I started to publish individual poems and collecting them into my first book, Turn, which was literally rejected over fifty times before it was accepted at Sibling Rivalry Press. This year, Turn was chosen as a finalist for the Oregon Book Awards. The lesson there is that one of the most important skills to have as a writer is the ability to weather rejection and persevere.

 

WHAT IS YOUR LATEST BOOK OR CURRENT PROJECT?

Turn (Sibling Rivalry Press, 2014), a memoir in verse. The poems in Turn are concerned with some of the big questions I’ve struggled with: how we reconcile childhood, race, the legacy of immigration, gender, abuse, love, sex, motherhood, betrayal, forgiveness, and death. The word turn has multiple meanings. In turning, we can revolve and we can transform. We can turn away from something, turn towards something, turn back to something, and turn from one thing into something else.

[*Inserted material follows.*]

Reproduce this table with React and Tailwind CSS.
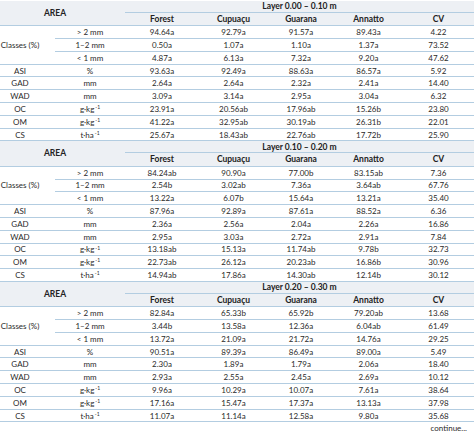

Turn is about life cycle and emotional evolution, using my own life as a context and touchstone for speaking about how certain areas of change and transformation might be common to us all.

Turn is available for purchase from Powell’s BooksAmazon, and Sibling Rivalry Press.

 

Writer Wendy Chin-Tanner Book Cover - Turn
Turn by Wendy Chin-Tanner

 

WHAT IS YOUR WORK ENVIRONMENT LIKE?

I have a lovely little study tucked up in the eaves of the house where my books sit quietly on their shelves and my writing desk gathers dust. I call it The Wishful Thinking Room because I haven’t been able to sit down to write there for more months than I can count. I have an eight-year-old and an eleven-month-old so my actual writing environment is nowhere and everywhere. It’s inside my head and inside my iPhone’s notes app.

 

WHEN DO YOU WORK? WHAT DOES A TYPICAL DAY LOOK LIKE?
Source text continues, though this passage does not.